Пока мы едем на кладбище, на могилу моих родителей. Мартовская промозглость, под ногами хлюпает серая каша. Он в коротком летнем пальто и кепи, на ногах вместо туфель что-то очень символическое и поношенное. Идём через кладбище молча. Он останавливается перед мавзолеем с одним словом: «Гурген». Смотрит долго, задумчиво, машинально смахивая налипший снег с мрамора, и говорит так, как будто продолжает прерванную мысль:
— Мы суетны… Мы слишком суетны. А потому не верим, что это будет. А это надо уметь. Смерть надо уметь организовать так же, как и жизнь.
Он вынул крошечное зеркальце из кармана и поставил на выступ мавзолея. Не это ли движение через несколько лет превратится в гениально простую коллажную метафору, принесённую в дар памяти друга, Андрея Тарковского: погребальный венок, а в середине — зеркало. И будет это незадолго до его собственной кончины.
С кладбища возвращаемся голодные («Я мечтаю об общепите»), уставшие; но как только выходим из зоны кладбищенской тишины, он словно сбрасывает с себя эти два часа:
— Пошли в комиссионку! Ну, пожалуйста, ну, на минуту. Я что-то покажу тебе.
Ждали его там, что ли, — не пойму по сей час. Человек двадцать, не меньше, взяли его в тугое кольцо. А он — вроде не замечает никого — уверенной походкой, прямо к посудному отделу. А толпа за ним, как шлейф, тянется. Девочка-продавшица заулыбалась, как старому знакомому.
— Покажите, пожалуйста, вон ту чашку, вторую справа; нет-нет, наверху. Сколько стоит сервиз? Полторы? Нет, не первую, а вторую. Нет, не всё равно…
И на ухо:
— Это сервиз «Эрмитаж». Ему цены нет. Красота безумная (любимое выражение).
Почему «Эрмитаж» — не спрашиваю.
Он придумывает названия-биографии на ходу.
Шаль — Комиссаржевской.
Стул — Павла I.
Жёлтая керамика из Львова — Таиланд (или Гаити).
А вот эта чашка — из сервиза «Эрмитаж». Прелестный, тонкий, как яичная скорлупа, фарфор на его руке — как на подставке.

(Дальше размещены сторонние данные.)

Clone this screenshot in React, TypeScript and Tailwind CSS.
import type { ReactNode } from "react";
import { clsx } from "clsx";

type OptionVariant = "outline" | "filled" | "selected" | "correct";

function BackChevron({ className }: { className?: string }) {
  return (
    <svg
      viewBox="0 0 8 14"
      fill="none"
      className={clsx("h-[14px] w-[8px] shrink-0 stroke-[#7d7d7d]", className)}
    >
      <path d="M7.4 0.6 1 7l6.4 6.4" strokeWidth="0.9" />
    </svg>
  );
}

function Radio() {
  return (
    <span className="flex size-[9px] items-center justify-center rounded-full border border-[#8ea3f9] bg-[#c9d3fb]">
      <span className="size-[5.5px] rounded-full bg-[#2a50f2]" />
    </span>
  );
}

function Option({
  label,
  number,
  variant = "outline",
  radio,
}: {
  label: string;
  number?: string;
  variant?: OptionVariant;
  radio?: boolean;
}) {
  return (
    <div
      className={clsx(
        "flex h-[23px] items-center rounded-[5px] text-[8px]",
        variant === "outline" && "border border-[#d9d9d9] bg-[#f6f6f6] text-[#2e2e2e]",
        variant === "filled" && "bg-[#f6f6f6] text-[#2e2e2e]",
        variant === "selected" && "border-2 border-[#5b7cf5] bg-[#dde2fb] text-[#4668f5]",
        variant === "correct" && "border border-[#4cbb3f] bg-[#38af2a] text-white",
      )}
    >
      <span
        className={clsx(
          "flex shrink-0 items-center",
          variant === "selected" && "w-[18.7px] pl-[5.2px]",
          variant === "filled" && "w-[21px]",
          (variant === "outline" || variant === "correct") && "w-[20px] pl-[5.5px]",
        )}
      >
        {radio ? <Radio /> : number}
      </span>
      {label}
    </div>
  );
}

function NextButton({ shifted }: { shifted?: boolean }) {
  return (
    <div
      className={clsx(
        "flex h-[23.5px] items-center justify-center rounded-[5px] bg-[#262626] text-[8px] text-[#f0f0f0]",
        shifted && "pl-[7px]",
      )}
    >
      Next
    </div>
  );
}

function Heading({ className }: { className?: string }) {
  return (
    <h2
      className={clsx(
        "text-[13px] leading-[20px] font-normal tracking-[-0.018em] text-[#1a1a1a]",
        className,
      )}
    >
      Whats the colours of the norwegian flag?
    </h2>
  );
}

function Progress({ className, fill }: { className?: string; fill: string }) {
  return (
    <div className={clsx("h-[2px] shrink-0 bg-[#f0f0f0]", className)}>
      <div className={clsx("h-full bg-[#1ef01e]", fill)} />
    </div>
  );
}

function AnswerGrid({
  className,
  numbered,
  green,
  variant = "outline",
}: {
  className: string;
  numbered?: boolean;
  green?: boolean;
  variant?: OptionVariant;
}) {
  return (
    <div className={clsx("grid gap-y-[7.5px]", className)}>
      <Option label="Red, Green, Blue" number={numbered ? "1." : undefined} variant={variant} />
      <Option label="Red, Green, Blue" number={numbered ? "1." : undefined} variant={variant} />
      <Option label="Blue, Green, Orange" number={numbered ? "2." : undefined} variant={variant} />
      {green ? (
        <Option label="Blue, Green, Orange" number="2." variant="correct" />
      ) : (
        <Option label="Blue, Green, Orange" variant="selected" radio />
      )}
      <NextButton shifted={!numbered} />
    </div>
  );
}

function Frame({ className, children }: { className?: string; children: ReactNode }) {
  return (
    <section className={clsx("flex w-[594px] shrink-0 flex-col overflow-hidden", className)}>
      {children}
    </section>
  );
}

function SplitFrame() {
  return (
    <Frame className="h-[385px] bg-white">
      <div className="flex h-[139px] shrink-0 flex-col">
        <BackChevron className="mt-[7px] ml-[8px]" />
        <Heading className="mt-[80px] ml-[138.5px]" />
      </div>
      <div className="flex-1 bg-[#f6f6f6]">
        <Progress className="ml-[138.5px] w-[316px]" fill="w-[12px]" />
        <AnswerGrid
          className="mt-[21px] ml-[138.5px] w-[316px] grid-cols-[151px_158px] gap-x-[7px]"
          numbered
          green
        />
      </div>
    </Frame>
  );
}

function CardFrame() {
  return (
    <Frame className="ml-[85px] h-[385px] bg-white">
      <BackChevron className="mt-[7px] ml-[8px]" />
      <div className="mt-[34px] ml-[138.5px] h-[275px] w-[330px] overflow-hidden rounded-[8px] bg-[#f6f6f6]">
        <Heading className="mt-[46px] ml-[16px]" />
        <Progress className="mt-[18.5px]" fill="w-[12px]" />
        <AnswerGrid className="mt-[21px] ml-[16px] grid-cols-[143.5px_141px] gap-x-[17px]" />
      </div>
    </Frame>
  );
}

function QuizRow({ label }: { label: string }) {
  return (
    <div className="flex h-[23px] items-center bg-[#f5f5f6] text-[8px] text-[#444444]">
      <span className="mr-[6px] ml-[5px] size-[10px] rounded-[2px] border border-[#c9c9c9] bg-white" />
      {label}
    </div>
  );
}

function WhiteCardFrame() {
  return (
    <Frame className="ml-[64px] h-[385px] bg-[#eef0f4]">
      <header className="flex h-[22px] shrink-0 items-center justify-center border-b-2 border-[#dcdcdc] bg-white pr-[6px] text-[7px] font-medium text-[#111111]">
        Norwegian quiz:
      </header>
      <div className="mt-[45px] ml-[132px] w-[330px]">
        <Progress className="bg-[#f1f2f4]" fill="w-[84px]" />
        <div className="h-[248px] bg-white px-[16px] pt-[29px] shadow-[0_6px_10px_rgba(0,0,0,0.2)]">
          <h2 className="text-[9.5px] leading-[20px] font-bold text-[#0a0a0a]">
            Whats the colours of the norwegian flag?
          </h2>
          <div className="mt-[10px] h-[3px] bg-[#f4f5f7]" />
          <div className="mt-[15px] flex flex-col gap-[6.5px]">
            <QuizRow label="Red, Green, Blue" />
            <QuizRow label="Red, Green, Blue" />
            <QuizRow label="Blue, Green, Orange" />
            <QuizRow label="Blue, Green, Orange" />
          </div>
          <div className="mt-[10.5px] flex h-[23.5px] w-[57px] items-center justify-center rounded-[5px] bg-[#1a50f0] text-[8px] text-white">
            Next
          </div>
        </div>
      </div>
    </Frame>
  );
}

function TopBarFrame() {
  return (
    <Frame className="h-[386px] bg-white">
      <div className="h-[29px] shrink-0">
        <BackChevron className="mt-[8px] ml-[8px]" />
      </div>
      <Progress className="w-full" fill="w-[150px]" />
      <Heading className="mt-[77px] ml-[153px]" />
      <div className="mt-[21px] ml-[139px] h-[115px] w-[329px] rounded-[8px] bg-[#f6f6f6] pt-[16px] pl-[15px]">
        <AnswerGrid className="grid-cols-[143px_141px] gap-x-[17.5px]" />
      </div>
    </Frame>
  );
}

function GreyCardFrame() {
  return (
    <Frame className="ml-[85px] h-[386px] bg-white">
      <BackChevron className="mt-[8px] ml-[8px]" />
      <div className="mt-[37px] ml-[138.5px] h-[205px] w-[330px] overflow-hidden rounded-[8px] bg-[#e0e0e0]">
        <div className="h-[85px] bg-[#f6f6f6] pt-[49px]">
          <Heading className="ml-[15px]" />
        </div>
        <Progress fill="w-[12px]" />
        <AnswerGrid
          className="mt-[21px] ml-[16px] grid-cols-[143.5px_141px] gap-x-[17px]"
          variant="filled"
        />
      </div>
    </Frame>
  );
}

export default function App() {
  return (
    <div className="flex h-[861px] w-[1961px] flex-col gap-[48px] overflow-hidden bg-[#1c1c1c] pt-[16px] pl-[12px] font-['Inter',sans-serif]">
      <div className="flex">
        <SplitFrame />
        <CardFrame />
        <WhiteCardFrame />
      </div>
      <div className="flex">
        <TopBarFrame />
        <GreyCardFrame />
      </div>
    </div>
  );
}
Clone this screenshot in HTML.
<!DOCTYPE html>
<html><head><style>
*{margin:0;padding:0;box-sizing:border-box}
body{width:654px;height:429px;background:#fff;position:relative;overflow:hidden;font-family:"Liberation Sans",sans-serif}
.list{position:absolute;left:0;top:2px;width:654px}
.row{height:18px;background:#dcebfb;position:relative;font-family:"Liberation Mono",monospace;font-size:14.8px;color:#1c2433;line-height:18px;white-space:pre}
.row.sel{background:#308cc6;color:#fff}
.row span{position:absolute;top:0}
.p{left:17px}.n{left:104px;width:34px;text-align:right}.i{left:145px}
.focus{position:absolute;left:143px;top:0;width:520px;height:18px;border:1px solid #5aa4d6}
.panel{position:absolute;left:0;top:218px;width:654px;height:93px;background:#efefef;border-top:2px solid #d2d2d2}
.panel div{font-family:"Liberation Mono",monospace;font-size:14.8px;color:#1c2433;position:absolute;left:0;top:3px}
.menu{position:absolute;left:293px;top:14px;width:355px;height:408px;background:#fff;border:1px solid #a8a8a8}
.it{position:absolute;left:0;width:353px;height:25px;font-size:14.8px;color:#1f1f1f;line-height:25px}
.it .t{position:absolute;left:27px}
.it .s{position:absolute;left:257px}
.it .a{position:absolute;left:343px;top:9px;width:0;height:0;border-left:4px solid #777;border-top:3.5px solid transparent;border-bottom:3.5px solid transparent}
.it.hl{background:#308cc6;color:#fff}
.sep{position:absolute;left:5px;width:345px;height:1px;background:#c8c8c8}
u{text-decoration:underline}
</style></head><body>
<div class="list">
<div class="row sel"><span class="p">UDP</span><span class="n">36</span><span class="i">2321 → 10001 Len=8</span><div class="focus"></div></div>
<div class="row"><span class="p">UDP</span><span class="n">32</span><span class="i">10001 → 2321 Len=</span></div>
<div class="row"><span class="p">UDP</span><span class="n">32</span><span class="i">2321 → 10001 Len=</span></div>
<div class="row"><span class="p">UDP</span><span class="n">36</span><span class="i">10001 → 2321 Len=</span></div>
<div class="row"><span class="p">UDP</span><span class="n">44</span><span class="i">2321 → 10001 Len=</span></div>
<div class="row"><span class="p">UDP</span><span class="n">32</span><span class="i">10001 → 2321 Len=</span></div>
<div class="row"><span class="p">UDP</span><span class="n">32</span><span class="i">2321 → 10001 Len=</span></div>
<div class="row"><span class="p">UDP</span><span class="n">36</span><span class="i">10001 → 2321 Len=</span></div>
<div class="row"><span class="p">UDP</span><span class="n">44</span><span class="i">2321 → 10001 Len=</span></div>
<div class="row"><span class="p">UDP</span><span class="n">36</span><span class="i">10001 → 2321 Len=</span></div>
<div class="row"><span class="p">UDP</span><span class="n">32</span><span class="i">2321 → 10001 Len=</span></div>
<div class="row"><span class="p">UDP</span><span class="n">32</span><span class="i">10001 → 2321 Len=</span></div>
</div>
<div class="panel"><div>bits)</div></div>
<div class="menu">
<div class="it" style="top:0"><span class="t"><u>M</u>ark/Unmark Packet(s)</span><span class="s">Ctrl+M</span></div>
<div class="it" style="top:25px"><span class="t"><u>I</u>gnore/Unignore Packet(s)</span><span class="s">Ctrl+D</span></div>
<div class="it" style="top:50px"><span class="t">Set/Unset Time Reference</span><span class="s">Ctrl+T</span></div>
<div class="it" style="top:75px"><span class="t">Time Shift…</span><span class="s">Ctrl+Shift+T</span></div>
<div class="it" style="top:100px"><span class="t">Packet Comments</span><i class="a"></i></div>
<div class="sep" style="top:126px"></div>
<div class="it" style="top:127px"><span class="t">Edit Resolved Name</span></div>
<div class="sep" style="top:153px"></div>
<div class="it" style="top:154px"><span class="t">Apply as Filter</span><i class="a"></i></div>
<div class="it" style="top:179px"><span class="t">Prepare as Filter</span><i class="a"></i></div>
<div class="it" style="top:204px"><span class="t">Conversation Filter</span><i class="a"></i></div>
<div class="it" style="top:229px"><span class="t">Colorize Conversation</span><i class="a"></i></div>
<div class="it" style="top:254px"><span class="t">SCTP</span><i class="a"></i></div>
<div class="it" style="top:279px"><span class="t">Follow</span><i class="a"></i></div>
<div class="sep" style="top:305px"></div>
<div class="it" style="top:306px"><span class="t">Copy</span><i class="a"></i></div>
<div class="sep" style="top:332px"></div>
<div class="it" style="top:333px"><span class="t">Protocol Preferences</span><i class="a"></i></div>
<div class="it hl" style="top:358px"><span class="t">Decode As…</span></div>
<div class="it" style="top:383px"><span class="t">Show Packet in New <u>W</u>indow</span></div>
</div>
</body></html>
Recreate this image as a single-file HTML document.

Цветочный орнамент на фоне окна, кажется, излучает свет. Все замерли. Рука медленно сжимается в кулак. Крряк. Продавщица едва не теряет сознание. Толпа ахнула. А он — тихонько на ухо:
— Здесь была трещина, не падай в обморок.
И громко:
— Остальное — заверните!
Черепки в платок и в карман. Это для коллажа.